NASA Solar-Powered Juno spacecraft en-route to Jupiter has successfully executed a maneuver to adjust its flight path and it is now set to make its rendezvous with the red gas giant, the solar system’s largest planet.
Juno was blasted off from Cape Canaveral Air Force Station on 5 August 2011, and will reach its destination on July 4, 2016. It will orbit the Red Giant in a polar orbit and will study the planet’s composition, gravity field, magnetic field and also the polar magnetosphere.
The spacecraft will also seek answers to questions which have puzzled astronomers –If the gas giant has a rocky core, if there is water in its atmosphere, distribution of its mass and also the nature of its winds which could reach 384 mph.
Juno spacecraft is unique because it is powered by solar arrays which are commonly seen in satellites which orbit the Earth.

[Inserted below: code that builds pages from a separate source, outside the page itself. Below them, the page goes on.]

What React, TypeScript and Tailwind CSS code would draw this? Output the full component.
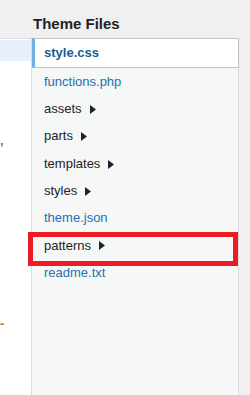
import React from 'react';

interface FileItem {
  name: string;
  dir?: boolean;
  active?: boolean;
}

const FILES: FileItem[] = [
  { name: 'style.css', active: true },
  { name: 'functions.php' },
  { name: 'assets', dir: true },
  { name: 'parts', dir: true },
  { name: 'templates', dir: true },
  { name: 'styles', dir: true },
  { name: 'theme.json' },
  { name: 'patterns', dir: true },
  { name: 'readme.txt' },
];

function Arrow() {
  return (
    <svg width="6" height="9" viewBox="0 0 6 9" className="ml-[8px] mt-[1px]">
      <path d="M0 0 L6 4.5 L0 9 Z" fill="#1d2327" />
    </svg>
  );
}

export default function App() {
  return (
    <div
      className="relative w-[250px] h-[395px] bg-[#f0f0f1] flex overflow-hidden"
      style={{ fontFamily: '"Liberation Sans", Arial, sans-serif' }}
    >
      {/* Editor edge */}
      <div className="w-[31px] shrink-0 flex flex-col">
        <div className="h-[38px] shrink-0" />
        <div className="flex-1 bg-white border-t border-[#dcdcde] relative">
          <div className="mt-[1px] h-[21px] bg-[#e6f1fc]" />
          <span className="absolute left-[0px] top-[95px] text-[13px] font-bold leading-none text-[#b86a2a]">,</span>
          <span className="absolute left-[0px] top-[278px] text-[13px] font-bold leading-none text-[#b86a2a]">-</span>
        </div>
      </div>

      {/* Sidebar */}
      <div className="w-[208px] shrink-0 flex flex-col">
        <h2 className="h-[38px] shrink-0 pl-[2px] pt-[15px] text-[15px] leading-[18px] font-bold text-[#1d2327]">
          Theme Files
        </h2>
        <ul className="flex-1 bg-[#f6f7f7] border-l border-r border-[#dcdcde] pt-[1px]">
          {FILES.map(f => (
            <li
              key={f.name}
              className={
                f.active
                  ? 'h-[30px] -mt-[1px] -mr-[1px] flex items-center pl-[9px] bg-white border border-[#c3c4c7] border-l-[3px] border-l-[#72aee6] text-[13px] font-semibold text-[#135e96]'
                  : f.dir
                  ? 'h-[27.3px] flex items-center pl-[12px] text-[13px] text-[#1d2327]'
                  : 'h-[27.3px] flex items-center pl-[12px] text-[13px] text-[#2271b1]'
              }
            >
              {f.name}
              {f.dir && <Arrow />}
            </li>
          ))}
        </ul>
      </div>

      {/* Highlight annotation */}
      <div className="absolute left-[28px] top-[232px] w-[210px] h-[34px] border-[5px] border-[#ed1c24]" />
    </div>
  );
}
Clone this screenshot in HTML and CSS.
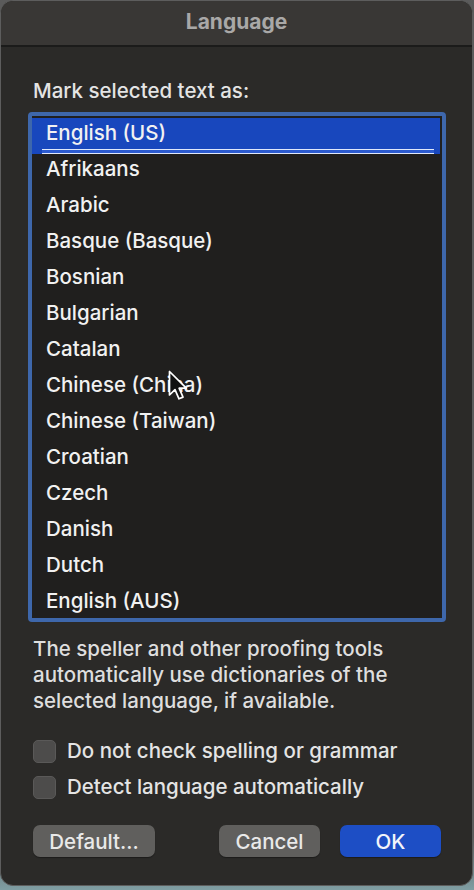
FILE: index.html
```html
<!DOCTYPE html>
<html lang="en">
<head>
<meta charset="utf-8">
<title>Language</title>
<link rel="stylesheet" href="styles.css">
</head>
<body>
<div class="window">
  <div class="titlebar">Language</div>
  <div class="content">
    <div class="prompt">Mark selected text as:</div>
    <div class="listbox">
      <div class="list">
        <div class="row selected"><span class="label">English (US)</span><span class="marker"></span></div>
        <div class="row">Afrikaans</div>
        <div class="row">Arabic</div>
        <div class="row">Basque (Basque)</div>
        <div class="row">Bosnian</div>
        <div class="row">Bulgarian</div>
        <div class="row">Catalan</div>
        <div class="row">Chinese (China)</div>
        <div class="row">Chinese (Taiwan)</div>
        <div class="row">Croatian</div>
        <div class="row">Czech</div>
        <div class="row">Danish</div>
        <div class="row">Dutch</div>
        <div class="row last">English (AUS)</div>
      </div>
    </div>
    <p class="desc">The speller and other proofing tools automatically use dictionaries of the selected language, if available.</p>
    <div class="checks">
      <label class="check"><span class="box"></span>Do not check spelling or grammar</label>
      <label class="check"><span class="box"></span>Detect language automatically</label>
    </div>
    <div class="buttons">
      <button class="btn default">Default...</button>
      <button class="btn cancel">Cancel</button>
      <button class="btn ok">OK</button>
    </div>
  </div>
  <svg class="cursor" width="20" height="32" viewBox="0 0 20 32" aria-hidden="true">
    <path d="M1.5 1.5 L1.5 25 L7 19.6 L11 28.8 L15 27.1 L11.1 18.2 L18.3 18.2 Z" fill="#111" stroke="#fff" stroke-width="1.7" stroke-linejoin="round"/>
  </svg>
</div>
</body>
</html>
```

FILE: styles.css
```css
* { box-sizing: border-box; }

html, body {
  margin: 0;
  padding: 0;
  height: 100%;
}

body {
  background: linear-gradient(#5b5b5b 0%, #5b5b5b 94%, #7f9ea3 100%);
  font-family: Inter, "Noto Sans", "Liberation Sans", sans-serif;
  font-weight: 500;
  color: #e9e9e9;
  overflow: hidden;
}

.window {
  position: relative;
  width: 473px;
  height: 886px;
  background: #2b2a28;
  border: 1px solid #5d5d5d;
  border-radius: 13px;
  overflow: hidden;
  display: flex;
  flex-direction: column;
}

.titlebar {
  height: 46px;
  flex: none;
  background: #393735;
  border-bottom: 2px solid #1b1b1a;
  text-align: center;
  font-weight: 700;
  font-size: 21px;
  line-height: 42px;
  color: #a9a8a7;
}

.content {
  padding: 31px 26px 0 27px;
  display: flex;
  flex-direction: column;
}

.prompt {
  font-size: 20.5px;
  line-height: 26px;
  padding-left: 5px;
  color: #e4e4e4;
  margin-bottom: 8px;
}

.listbox {
  height: 510px;
  width: 418px;
  flex: none;
  border: 4px solid #3e67ab;
  border-radius: 4px;
  background: #201f1e;
  padding: 2px 2px 0 0;
  overflow: hidden;
}

.list {
  height: 100%;
  overflow: hidden;
  display: flex;
  flex-direction: column;
}

.row {
  flex: none;
  height: 36px;
  line-height: 29px;
  padding-bottom: 7px;
  padding-left: 14px;
  font-size: 20.5px;
  color: #f1f1f1;
  white-space: nowrap;
}

.row.last {
  height: 32px;
  padding-bottom: 3px;
}

.row.selected {
  background: #1847bd;
  display: flex;
  flex-direction: column;
  padding-bottom: 0;
}

.row.selected .label {
  height: 31px;
  line-height: 29px;
}

.marker {
  display: block;
  height: 5px;
  margin: 0 6px 0 -4px;
  border-top: 1.5px solid #dfe8fb;
  border-bottom: 1.5px solid #dfe8fb;
  background: #2c5bd0;
}

.desc {
  margin: 14px 0 0;
  padding-left: 5px;
  font-size: 20.5px;
  line-height: 26px;
  color: #dedede;
}

.checks {
  margin-top: 19px;
  display: flex;
  flex-direction: column;
}

.check {
  height: 36px;
  display: flex;
  align-items: center;
  padding-left: 5px;
  font-size: 20.5px;
  line-height: 36px;
  color: #e4e4e4;
}

.box {
  width: 23px;
  height: 23px;
  border-radius: 5px;
  background: #4d4c4b;
  border: 1px solid #5a5958;
  margin-right: 11px;
  flex: none;
}

.buttons {
  margin-top: 20px;
  display: flex;
  padding: 0 5px;
  gap: 20px;
}

.btn {
  height: 32px;
  border: none;
  border-radius: 7px;
  background: #605f5d;
  color: #e9e9e9;
  font-family: inherit;
  font-weight: 500;
  font-size: 20.5px;
  padding: 0;
  box-shadow: 0 1px 1px rgba(0, 0, 0, 0.35);
}

.default { width: 122px; margin-right: auto; }
.cancel { width: 101px; }
.ok { width: 101px; background: #1d4ec5; color: #f2f4fa; }

.cursor {
  position: absolute;
  left: 167px;
  top: 369px;
}
```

Most spacecraft for deep space exploration are usually powered by an atomic pile or the radioisotope thermoelectric generators.
Juno has three solar array wings, and it will not only generate power, but it will also help to stabilize the spacecraft.
Scott Bolton, Juno principal investigator, working with Southwest Research Institute in San Antonio, the US informed that this is the first of two such maneuvers which adjust the spacecraft’s orbit around the Sun and will fine tune its rendezvous with the giant gas sometime in July this year.
The spacecraft’s burners were turned on, and it consumed 0.6 Kilograms of fuel and augmented the speed of Juno spacecraft by 0.31 meters per second. The spacecraft is presently 82 million kilometers from Jupiter and approximately 684 million kilometers from Earth.
The next firing of the thrusters has been scheduled for 31 May this year.
The spacecraft when parked in its polar orbit will orbit the Gas Giant 33 times and will be as close as 5000 kilometers from the Jovian cloud surface every 14 days.